__EXERCISE DATA__.
◆ ◆ ◆ ◆

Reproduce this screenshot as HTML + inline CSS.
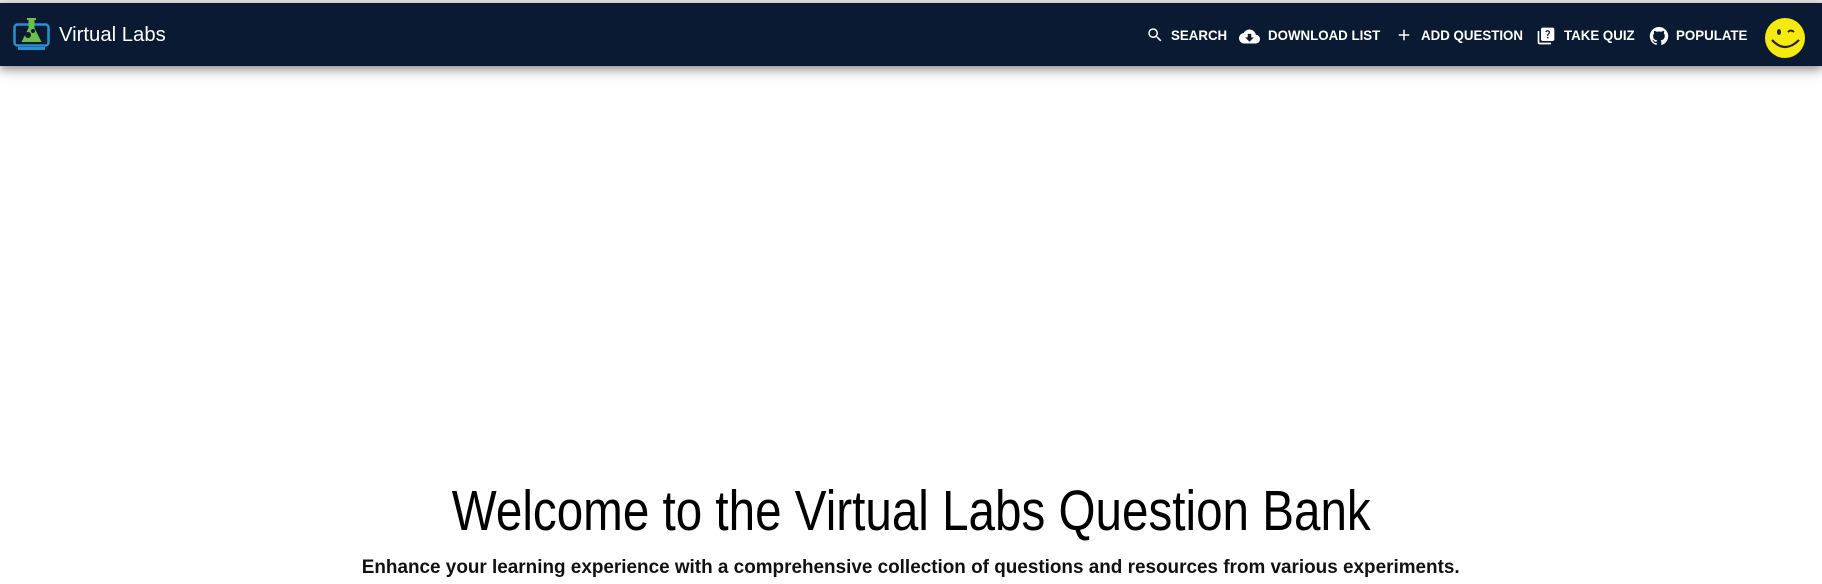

◆ ◆ ◆ ◆

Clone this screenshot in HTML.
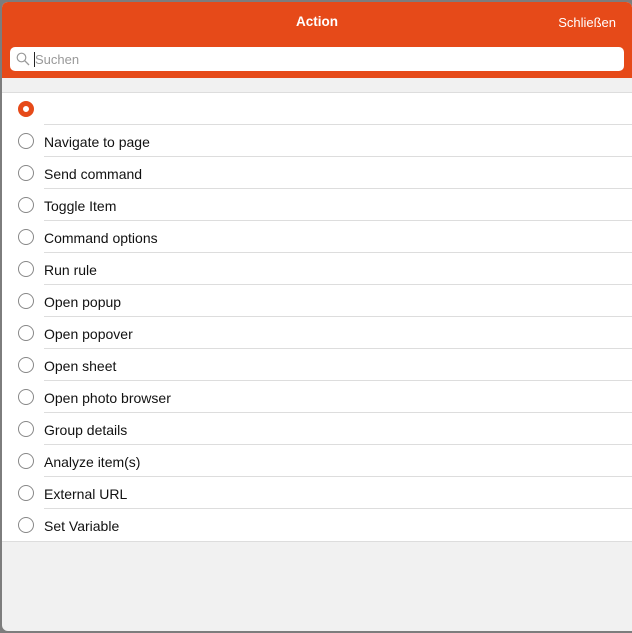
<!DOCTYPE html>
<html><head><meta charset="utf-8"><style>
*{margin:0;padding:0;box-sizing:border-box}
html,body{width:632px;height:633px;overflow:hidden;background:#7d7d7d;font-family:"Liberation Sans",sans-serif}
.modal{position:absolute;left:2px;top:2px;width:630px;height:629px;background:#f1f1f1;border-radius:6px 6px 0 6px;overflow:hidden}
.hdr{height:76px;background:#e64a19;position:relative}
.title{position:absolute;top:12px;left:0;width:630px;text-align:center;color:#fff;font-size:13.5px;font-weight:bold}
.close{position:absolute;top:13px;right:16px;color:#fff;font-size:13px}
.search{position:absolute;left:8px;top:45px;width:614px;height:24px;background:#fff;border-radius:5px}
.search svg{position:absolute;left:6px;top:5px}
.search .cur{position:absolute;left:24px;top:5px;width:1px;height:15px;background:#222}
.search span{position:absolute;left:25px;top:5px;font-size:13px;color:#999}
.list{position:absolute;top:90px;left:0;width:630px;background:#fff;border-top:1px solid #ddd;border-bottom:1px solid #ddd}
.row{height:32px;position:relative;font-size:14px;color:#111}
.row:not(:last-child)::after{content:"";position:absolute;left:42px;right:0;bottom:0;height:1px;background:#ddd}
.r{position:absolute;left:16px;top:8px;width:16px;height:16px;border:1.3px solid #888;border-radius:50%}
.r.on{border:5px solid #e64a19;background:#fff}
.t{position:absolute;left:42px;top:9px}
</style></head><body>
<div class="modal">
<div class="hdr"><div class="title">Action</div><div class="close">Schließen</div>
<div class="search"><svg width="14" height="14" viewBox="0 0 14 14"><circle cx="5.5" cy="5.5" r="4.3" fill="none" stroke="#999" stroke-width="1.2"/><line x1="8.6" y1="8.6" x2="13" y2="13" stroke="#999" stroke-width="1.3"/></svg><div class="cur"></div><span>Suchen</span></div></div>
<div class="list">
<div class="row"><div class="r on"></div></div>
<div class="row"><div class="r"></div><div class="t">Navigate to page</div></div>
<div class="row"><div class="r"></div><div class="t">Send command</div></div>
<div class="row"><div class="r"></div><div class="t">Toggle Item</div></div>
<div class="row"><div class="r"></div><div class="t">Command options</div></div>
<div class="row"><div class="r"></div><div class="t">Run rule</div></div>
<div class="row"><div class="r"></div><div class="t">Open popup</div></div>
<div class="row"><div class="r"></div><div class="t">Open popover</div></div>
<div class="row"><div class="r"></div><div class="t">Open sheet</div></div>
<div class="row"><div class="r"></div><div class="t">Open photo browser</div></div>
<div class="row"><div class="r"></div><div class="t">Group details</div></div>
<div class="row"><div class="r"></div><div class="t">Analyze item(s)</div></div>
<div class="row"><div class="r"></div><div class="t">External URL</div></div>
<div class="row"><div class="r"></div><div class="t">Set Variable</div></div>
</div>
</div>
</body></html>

◆ ◆ ◆ ◆

Scan the material above for the string "this" and return the lines that hold it.

Reproduce this screenshot as HTML + inline CSS.
Clone this screenshot in HTML.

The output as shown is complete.